Monday, Aug. 25, 1952

Trip Behind the Iron Curtain

Six weeks ago, William Vlahos, boss of the Cathedral Painting & Decorating Co. in Washington, D.C., landed what looked like a good deal--repainting the interior of the Soviet Embassy on 16th Street. Last week, out of temper and out of pocket, William Vlahos pulled his men off the job. The Washington representatives of the proletarian state had turned out to be lousy employers.

Said Frank De Marco, one of Vlahos' painters: "Those Russians used to get everybody from the top man to the cook to decide on the color of the paint . . . We'd go ahead and paint. As soon as we'd finished, they'd come around poking their fingers at it and say, 'No good, no good.' They'd find a little pimple on the wall or a small dig. We were supposed to do it over for nothing . . . We painted 15 or 16 rooms, and they wanted it done over again. We just stood to lose by going on."

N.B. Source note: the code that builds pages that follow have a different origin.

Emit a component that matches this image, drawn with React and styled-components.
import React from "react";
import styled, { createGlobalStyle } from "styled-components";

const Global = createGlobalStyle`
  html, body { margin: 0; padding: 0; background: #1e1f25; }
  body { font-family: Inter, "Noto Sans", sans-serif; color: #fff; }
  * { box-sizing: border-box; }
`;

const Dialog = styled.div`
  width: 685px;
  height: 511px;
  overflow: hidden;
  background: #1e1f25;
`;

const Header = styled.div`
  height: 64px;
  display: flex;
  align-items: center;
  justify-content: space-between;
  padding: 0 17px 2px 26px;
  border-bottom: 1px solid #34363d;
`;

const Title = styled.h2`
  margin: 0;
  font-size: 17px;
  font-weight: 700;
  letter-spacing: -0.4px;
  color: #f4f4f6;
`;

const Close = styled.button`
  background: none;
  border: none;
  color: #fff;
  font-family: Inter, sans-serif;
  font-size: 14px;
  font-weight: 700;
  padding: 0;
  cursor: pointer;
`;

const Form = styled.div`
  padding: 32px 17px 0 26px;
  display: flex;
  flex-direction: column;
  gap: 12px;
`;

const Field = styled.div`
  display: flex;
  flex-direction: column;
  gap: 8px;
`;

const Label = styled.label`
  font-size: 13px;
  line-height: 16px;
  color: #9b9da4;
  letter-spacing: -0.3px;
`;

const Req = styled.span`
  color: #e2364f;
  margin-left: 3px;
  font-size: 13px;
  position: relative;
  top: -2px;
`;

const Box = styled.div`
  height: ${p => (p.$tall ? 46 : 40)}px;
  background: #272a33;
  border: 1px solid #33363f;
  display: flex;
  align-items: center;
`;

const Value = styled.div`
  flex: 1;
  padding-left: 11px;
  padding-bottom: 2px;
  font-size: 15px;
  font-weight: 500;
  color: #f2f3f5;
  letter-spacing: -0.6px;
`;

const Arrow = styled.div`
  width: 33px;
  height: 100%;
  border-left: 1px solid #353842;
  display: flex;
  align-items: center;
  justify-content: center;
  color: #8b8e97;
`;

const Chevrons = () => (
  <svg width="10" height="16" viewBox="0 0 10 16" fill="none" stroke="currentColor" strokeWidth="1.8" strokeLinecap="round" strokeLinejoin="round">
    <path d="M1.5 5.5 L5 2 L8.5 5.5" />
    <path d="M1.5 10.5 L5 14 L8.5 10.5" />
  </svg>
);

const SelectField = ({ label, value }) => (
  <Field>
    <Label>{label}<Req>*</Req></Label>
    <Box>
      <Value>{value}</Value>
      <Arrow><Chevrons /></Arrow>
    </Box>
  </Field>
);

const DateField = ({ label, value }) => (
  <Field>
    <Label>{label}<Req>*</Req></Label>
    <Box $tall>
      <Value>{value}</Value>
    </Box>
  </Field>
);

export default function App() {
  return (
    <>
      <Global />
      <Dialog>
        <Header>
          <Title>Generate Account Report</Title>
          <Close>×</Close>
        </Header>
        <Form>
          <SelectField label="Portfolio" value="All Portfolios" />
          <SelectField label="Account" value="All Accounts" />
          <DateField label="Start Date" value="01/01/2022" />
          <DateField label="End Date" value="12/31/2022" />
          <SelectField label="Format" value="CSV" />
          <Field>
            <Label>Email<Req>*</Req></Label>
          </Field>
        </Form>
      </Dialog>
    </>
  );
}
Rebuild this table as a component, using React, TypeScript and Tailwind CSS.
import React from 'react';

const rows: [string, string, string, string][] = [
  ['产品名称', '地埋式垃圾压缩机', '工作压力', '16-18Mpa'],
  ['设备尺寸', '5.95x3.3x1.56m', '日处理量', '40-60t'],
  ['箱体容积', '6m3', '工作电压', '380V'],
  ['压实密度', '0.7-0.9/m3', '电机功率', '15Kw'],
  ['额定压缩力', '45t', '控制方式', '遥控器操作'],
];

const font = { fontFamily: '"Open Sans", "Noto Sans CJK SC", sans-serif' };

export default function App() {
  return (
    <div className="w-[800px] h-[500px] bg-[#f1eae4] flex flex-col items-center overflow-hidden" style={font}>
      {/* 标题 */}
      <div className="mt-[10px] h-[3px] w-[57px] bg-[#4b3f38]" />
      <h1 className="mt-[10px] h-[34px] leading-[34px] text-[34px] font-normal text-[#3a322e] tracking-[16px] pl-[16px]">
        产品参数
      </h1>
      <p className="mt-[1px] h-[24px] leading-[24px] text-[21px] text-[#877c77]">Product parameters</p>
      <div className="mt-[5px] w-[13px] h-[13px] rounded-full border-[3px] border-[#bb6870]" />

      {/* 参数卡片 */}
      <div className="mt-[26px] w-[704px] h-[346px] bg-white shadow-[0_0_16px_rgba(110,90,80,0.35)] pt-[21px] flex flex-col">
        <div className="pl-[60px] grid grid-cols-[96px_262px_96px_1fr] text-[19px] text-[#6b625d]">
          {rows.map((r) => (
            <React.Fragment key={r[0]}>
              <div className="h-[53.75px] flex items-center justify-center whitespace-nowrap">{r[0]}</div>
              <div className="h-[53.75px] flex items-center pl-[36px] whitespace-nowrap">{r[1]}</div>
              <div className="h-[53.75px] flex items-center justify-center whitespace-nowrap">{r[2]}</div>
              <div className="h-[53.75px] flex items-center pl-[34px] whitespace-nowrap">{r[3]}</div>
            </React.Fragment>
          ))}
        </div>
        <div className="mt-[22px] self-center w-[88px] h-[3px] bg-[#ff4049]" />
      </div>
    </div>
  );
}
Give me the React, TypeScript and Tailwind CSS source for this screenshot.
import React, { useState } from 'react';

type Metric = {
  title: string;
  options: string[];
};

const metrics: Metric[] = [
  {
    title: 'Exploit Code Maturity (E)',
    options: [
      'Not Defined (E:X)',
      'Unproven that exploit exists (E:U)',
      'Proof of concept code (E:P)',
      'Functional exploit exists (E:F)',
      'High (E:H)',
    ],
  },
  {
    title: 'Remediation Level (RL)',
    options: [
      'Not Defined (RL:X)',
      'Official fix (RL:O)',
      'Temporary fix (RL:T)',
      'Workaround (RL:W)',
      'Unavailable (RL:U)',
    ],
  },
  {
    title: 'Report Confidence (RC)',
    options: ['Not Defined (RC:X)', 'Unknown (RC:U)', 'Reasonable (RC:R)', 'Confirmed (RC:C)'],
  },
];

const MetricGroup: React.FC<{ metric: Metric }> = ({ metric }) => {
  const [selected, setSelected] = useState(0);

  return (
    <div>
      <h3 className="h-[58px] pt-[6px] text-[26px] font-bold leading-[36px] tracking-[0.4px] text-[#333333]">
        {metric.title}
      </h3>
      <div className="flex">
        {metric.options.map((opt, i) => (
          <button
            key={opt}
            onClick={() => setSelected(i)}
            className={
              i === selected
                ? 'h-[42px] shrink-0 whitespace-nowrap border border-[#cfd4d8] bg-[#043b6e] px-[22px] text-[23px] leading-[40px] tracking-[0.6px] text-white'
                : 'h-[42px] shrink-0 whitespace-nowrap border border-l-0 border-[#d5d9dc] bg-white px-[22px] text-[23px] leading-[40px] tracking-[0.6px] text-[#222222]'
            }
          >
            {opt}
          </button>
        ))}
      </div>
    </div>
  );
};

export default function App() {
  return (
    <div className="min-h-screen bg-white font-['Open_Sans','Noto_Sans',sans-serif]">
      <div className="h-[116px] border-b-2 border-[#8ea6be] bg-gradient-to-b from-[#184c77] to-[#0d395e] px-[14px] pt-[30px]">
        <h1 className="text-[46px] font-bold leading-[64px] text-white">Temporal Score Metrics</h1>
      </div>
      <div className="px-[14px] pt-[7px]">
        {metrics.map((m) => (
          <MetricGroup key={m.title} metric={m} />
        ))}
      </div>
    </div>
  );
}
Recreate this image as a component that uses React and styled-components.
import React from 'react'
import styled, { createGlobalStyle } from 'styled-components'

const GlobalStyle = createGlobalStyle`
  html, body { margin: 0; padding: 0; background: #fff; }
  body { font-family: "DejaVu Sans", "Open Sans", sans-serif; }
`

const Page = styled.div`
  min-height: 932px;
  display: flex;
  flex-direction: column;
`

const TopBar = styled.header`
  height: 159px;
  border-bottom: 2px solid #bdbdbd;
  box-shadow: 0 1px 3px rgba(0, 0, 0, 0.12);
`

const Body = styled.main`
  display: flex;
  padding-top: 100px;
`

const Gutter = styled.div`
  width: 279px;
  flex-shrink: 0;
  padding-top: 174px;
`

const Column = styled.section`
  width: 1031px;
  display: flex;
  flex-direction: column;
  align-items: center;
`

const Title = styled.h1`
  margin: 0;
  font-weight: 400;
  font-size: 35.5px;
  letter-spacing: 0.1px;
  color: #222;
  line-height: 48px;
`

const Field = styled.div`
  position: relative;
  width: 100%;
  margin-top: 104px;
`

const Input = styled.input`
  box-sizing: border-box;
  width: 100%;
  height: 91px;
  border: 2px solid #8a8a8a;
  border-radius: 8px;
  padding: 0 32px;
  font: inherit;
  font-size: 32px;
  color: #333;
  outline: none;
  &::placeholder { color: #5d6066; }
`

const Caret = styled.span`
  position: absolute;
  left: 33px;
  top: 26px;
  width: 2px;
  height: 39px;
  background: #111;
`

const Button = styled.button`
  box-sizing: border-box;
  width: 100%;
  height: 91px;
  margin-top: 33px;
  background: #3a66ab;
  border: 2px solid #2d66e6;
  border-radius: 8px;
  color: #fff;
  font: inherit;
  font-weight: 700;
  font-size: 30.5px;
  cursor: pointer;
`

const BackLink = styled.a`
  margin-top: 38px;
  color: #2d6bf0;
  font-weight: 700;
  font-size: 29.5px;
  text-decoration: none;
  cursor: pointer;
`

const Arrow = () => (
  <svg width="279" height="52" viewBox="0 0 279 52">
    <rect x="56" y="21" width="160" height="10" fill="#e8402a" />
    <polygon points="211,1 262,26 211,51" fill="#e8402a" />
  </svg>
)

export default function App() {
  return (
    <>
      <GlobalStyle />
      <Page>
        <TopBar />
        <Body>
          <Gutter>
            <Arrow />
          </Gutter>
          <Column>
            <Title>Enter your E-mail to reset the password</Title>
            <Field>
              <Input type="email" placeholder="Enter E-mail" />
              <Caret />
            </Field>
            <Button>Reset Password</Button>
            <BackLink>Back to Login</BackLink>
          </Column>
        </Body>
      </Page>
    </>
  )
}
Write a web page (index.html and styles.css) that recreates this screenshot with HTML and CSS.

What really bothered Employee De Marco, however, were the working conditions. "They had guards on us all the time . . . They went with us when we ate, when we got a drink of water; they even followed us into the toilet . . . One of the guards could talk English pretty good. He always used to say we shouldn't take offense. This guarding wasn't personal, he said. He used to say, 'We can't trust no one, not even ourselves.' "

Vlahos' men got pretty tired of Russian propaganda, too. Says De Marco: "Russia .was the greatest country, it had the greatest army, its soldiers were the toughest . . . They sure got mad, though, when the Russians lost the Olympics. One of them fellows told me if he was at the Olympics he woulda beat them Russian athletes with a whip. Can you beat that?"

"These people," pondered Painter De Marco last week, "they're very funny. I never had anything against the Russian people. But when you get in there with them like that, you get to thinking how you'd like to kick the hell out of them."